Ascolta: io non riesco ancora a capire perché sei mesi fa non abbiano annunciato la nascita, non dico d'una forma-partito che non è praticabile, ma di un'area istituzionale - strutturata magari con un progetto anche dal punto di vista di mezzi di comunicazione, d'informazione, di produzione culturale coordinati - che fosse in grado di contrastare questa liquefazione isterica del sistema politico italiano. Un'area del 10-15 per cento d'una sinistra minimamente consapevole di sé avrebbe potuto e dovuto costituire la precondizione d'un percorso: gli "Stati generali" sarebbero potuti venire dopo. Insomma: che dirti? Da ora in poi leggerò i giornali, per capire. Ma resto dell'idea che giocare a carte coperte ci porta soltanto alla dissoluzione.

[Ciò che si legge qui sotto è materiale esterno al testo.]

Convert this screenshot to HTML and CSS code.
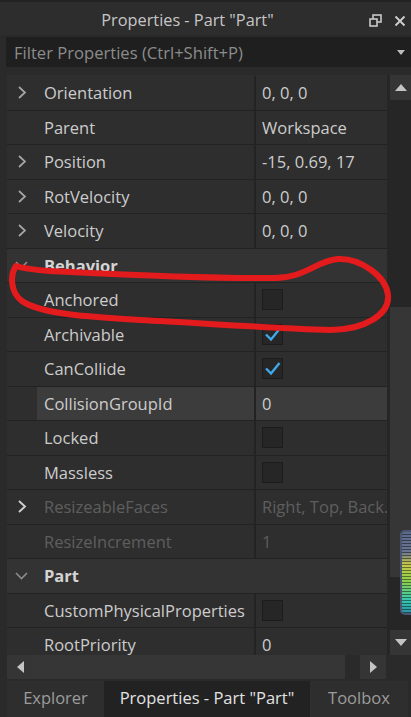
FILE: index.html
```html
<!DOCTYPE html>
<html>
<head>
<meta charset="utf-8">
<link rel="stylesheet" href="styles.css">
</head>
<body>
<div class="window">
  <div class="titlebar">
    <span class="title">Properties - Part "Part"</span>
    <div class="title-icons">
      <svg class="ico" width="13" height="13" viewBox="0 0 13 13"><rect x="4" y="1" width="8" height="7" fill="none" stroke="#c8c8c8" stroke-width="1.6"/><rect x="1" y="5" width="7" height="7" fill="#2d2d2d" stroke="#c8c8c8" stroke-width="1.6"/></svg>
      <svg class="ico" width="12" height="12" viewBox="0 0 12 12"><path d="M1.5 1.5 L10.5 10.5 M10.5 1.5 L1.5 10.5" stroke="#d0d0d0" stroke-width="1.8"/></svg>
    </div>
  </div>
  <div class="filter">
    <span class="filter-text">Filter Properties (Ctrl+Shift+P)</span>
    <span class="filter-arrow"></span>
  </div>
  <div class="main">
    <div class="table">
      <div class="row"><div class="name"><span class="chev"><svg width="10" height="13" viewBox="0 0 10 13"><path d="M2 1 L8 6.5 L2 12" fill="none" stroke="#a6a6a6" stroke-width="1.7"/></svg></span>Orientation</div><div class="val">0, 0, 0</div></div>
      <div class="row"><div class="name"><span class="chev"></span>Parent</div><div class="val">Workspace</div></div>
      <div class="row"><div class="name"><span class="chev"><svg width="10" height="13" viewBox="0 0 10 13"><path d="M2 1 L8 6.5 L2 12" fill="none" stroke="#a6a6a6" stroke-width="1.7"/></svg></span>Position</div><div class="val">-15, 0.69, 17</div></div>
      <div class="row"><div class="name"><span class="chev"><svg width="10" height="13" viewBox="0 0 10 13"><path d="M2 1 L8 6.5 L2 12" fill="none" stroke="#a6a6a6" stroke-width="1.7"/></svg></span>RotVelocity</div><div class="val">0, 0, 0</div></div>
      <div class="row"><div class="name"><span class="chev"><svg width="10" height="13" viewBox="0 0 10 13"><path d="M2 1 L8 6.5 L2 12" fill="none" stroke="#a6a6a6" stroke-width="1.7"/></svg></span>Velocity</div><div class="val">0, 0, 0</div></div>
      <div class="row section"><div class="name"><span class="chev dn"><svg width="13" height="8" viewBox="0 0 13 8"><path d="M1 1 L6.5 6.5 L12 1" fill="none" stroke="#8c8c8c" stroke-width="1.6"/></svg></span><b>Behavior</b></div></div>
      <div class="row"><div class="name"><span class="chev"></span>Anchored</div><div class="val"><span class="cb"></span></div></div>
      <div class="row"><div class="name"><span class="chev"></span>Archivable</div><div class="val"><span class="cb"><svg width="21" height="21" viewBox="0 0 21 21"><path d="M4 10.5 L9 15.5 L17.5 5" fill="none" stroke="#3fa9ea" stroke-width="2.4"/></svg></span></div></div>
      <div class="row"><div class="name"><span class="chev"></span>CanCollide</div><div class="val"><span class="cb"><svg width="21" height="21" viewBox="0 0 21 21"><path d="M4 10.5 L9 15.5 L17.5 5" fill="none" stroke="#3fa9ea" stroke-width="2.4"/></svg></span></div></div>
      <div class="row hover"><div class="name"><span class="chev"></span><span class="hl">CollisionGroupId</span></div><div class="val">0</div></div>
      <div class="row"><div class="name"><span class="chev"></span>Locked</div><div class="val"><span class="cb"></span></div></div>
      <div class="row"><div class="name"><span class="chev"></span>Massless</div><div class="val"><span class="cb"></span></div></div>
      <div class="row disabled"><div class="name"><span class="chev"><svg width="10" height="13" viewBox="0 0 10 13"><path d="M2 1 L8 6.5 L2 12" fill="none" stroke="#cfcfcf" stroke-width="1.9"/></svg></span>ResizeableFaces</div><div class="val">Right, Top, Back...</div></div>
      <div class="row disabled"><div class="name"><span class="chev"></span>ResizeIncrement</div><div class="val">1</div></div>
      <div class="row section"><div class="name"><span class="chev dn"><svg width="13" height="8" viewBox="0 0 13 8"><path d="M1 1 L6.5 6.5 L12 1" fill="none" stroke="#8c8c8c" stroke-width="1.6"/></svg></span><b>Part</b></div></div>
      <div class="row"><div class="name"><span class="chev"></span>CustomPhysicalProperties</div><div class="val"><span class="cb"></span></div></div>
      <div class="row"><div class="name"><span class="chev"></span>RootPriority</div><div class="val">0</div></div>
    </div>
    <div class="vscroll">
      <div class="sbtn up"><span class="tri-up"></span></div>
      <div class="track">
        <div class="thumb"></div>
      </div>
      <div class="sbtn"><span class="tri-down"></span></div>
    </div>
  </div>
  <div class="hscroll">
    <div class="hbtn"><span class="tri-left"></span></div>
    <div class="hthumb"></div>
    <div class="hgap"></div>
    <div class="hbtn"><span class="tri-right"></span></div>
    <div class="corner"></div>
  </div>
  <div class="tabs">
    <div class="tab">Explorer</div>
    <div class="tab active">Properties - Part "Part"</div>
    <div class="tab">Toolbox</div>
  </div>
</div>
<div class="peek"></div>
<svg class="scribble" width="411" height="717" viewBox="0 0 411 717">
  <path d="M 16 266 C 10 275, 10 292, 22 301 C 40 314, 90 317, 140 320 C 200 323, 270 328, 330 330 C 365 330, 390 314, 388 295 C 386 276, 360 258, 338 259 C 318 260, 305 278, 275 278 C 200 279, 110 274, 50 271 C 35 270, 22 268, 16 266 Z" fill="none" stroke="#e41b1d" stroke-width="6" stroke-linejoin="round"/>
</svg>
</body>
</html>
```

FILE: styles.css
```css
* { box-sizing: border-box; }
html, body {
  margin: 0;
  padding: 0;
  width: 411px;
  height: 717px;
  overflow: hidden;
  background: #2a2a2a;
  font-family: "Open Sans", Lato, sans-serif;
  font-size: 16.5px;
  color: #cccccc;
}
.window {
  display: flex;
  flex-direction: column;
  height: 717px;
  border-top: 2px solid #222;
}
.titlebar {
  height: 33px;
  display: flex;
  align-items: center;
  justify-content: center;
  position: relative;
  background: #2d2d2d;
}
.title {
  color: #c6c6c6;
  font-size: 16.3px;
  margin-left: -36px;
  margin-top: 2px;
}
.title-icons {
  position: absolute;
  right: 5px;
  top: 12px;
  display: flex;
  gap: 12px;
  align-items: center;
}
.filter {
  margin: 2px 0 0 6px;
  height: 30px;
  background: #1f1f1f;
  display: flex;
  align-items: center;
  padding-left: 8px;
  position: relative;
}
.filter-text { color: #8c8c8c; font-size: 16.6px; }
.filter-arrow {
  position: absolute;
  right: 6px;
  top: 13px;
  border-left: 4px solid transparent;
  border-right: 4px solid transparent;
  border-top: 5px solid #bbbbbb;
}
.main {
  margin-top: 8px;
  height: 580px;
  display: flex;
  padding-left: 7px;
  background: #2a2a2a;
}
.table {
  width: 380px;
  height: 580px;
  overflow: hidden;
  background: #2e2e2e;
  padding-top: 1px;
}
.row {
  height: 34.5px;
  display: flex;
  border-bottom: 1px solid #222222;
  background: #2e2e2e;
}
.name {
  width: 249px;
  display: flex;
  align-items: center;
  border-right: 2px solid #232323;
  white-space: nowrap;
  overflow: hidden;
}
.val {
  flex: 1;
  display: flex;
  align-items: center;
  padding-left: 6px;
  white-space: nowrap;
  overflow: hidden;
}
.chev {
  width: 37px;
  flex: none;
  padding-left: 10px;
  display: flex;
  align-items: center;
}
.chev.dn { padding-left: 8px; }
.section { background: #333333; }
.section .name { border-right: none; }
.section b { font-weight: 700; color: #d4d4d4; }
.hover .name { padding: 0; align-self: stretch; }
.hl {
  flex: 1;
  align-self: stretch;
  display: flex;
  align-items: center;
  padding-left: 7px;
  margin-left: -7px;
  background: #3c3c3c;
}
.hover .val { background: #3c3c3c; }
.disabled .name, .disabled .val { color: #5e5e5e; }
.cb {
  width: 21px;
  height: 21px;
  background: #262626;
  border: 1px solid #1c1c1c;
  display: block;
  position: relative;
}
.cb svg { position: absolute; left: -1px; top: -1px; }
.vscroll {
  width: 24px;
  display: flex;
  flex-direction: column;
  padding-left: 3px;
  background: #262626;
}
.sbtn {
  height: 25px;
  background: #353535;
  display: flex;
  align-items: center;
  justify-content: center;
}
.track {
  flex: 1;
  background: #262626;
  padding-top: 207px;
}
.thumb {
  height: 270px;
  background: #363636;
}
.tri-up {
  border-left: 6px solid transparent;
  border-right: 6px solid transparent;
  border-bottom: 7px solid #c4c4c4;
}
.tri-down {
  border-left: 6px solid transparent;
  border-right: 6px solid transparent;
  border-top: 7px solid #c4c4c4;
}
.hscroll {
  height: 24px;
  display: flex;
  padding-left: 7px;
  background: #2a2a2a;
}
.hbtn {
  width: 26px;
  background: #353535;
  display: flex;
  align-items: center;
  justify-content: center;
}
.hthumb { width: 312px; background: #363636; }
.hgap { width: 15px; background: #2a2a2a; }
.corner { flex: 1; background: #2a2a2a; }
.tri-left {
  border-top: 6px solid transparent;
  border-bottom: 6px solid transparent;
  border-right: 7px solid #c4c4c4;
}
.tri-right {
  border-top: 6px solid transparent;
  border-bottom: 6px solid transparent;
  border-left: 7px solid #c4c4c4;
}
.tabs {
  flex: 1;
  display: flex;
  padding: 2px 0 0 7px;
  background: #2a2a2a;
}
.tab {
  display: flex;
  align-items: center;
  justify-content: center;
  color: #9c9c9c;
  background: #2e2e2e;
  font-size: 16.5px;
  padding-bottom: 4px;
}
.tab:nth-child(1) { width: 97px; }
.tab.active { width: 206px; background: #222222; color: #e2e2e2; }
.tab:nth-child(3) { width: 98px; }
.peek {
  position: absolute;
  left: 400px;
  top: 530px;
  width: 20px;
  height: 85px;
  border-radius: 5px;
  border: 2px solid #4b5672;
  background:
    repeating-linear-gradient(to bottom, transparent 0 2px, rgba(0,0,0,0.45) 2px 3px),
    linear-gradient(to bottom, #5b6a8a 0%, #6c7590 25%, #c7c84a 40%, #8fd04a 60%, #35c7b2 85%, #2a8ea0 100%);
}
.scribble {
  position: absolute;
  left: 0;
  top: 0;
  pointer-events: none;
}
```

Detto ciò, resta la questione del rapporto fra questa tentata convergenza a sinistra e il bilancio sul governo, ancor più, sulla coalizione dissolta. Non è un po' surreale che ci sia chi se ne sottrae, con i No Dal Molin fuori a chiedere conto e femministe e Glbtq dentro a protestare?
E' la domanda che mi faccio anch'io. Ma è frustrante, perché regolarmente scopro che si parla d'altro. E lo è per quel che rimane d'una soggettività collettiva, misurarsi su questo indecifrabile della politica. Devo dire che l'intervista di Bertinotti mi è parsa sottovalutare lo stato d'avanzamento della crisi della politica, fra rappresentati e rappresentanti: se questi ultimi sono così scadenti, non c'è forse oltre loro stessi una malattia della rappresentanza democratica, del politico? Provo un senso di desolazione quando sento esponenti della sinistra proclamare una vocazione governativa a priori . E' proprio questa dimensione, infatti, quella più colpita dal morbo, che fa implodere la politica. Come dimostrano proprio i pesci in faccia dati dal governo a quelle istanze che prima delle elezioni si corteggiavano. E' questo che dovrebbe diventare parte della riflessione strategica di chi si pone «oltre». Al termine d'una riflessione vera, magari si potrebbe anche concludere che Prodi è il meno peggio: ma dichiarando le cose come stanno, realmente.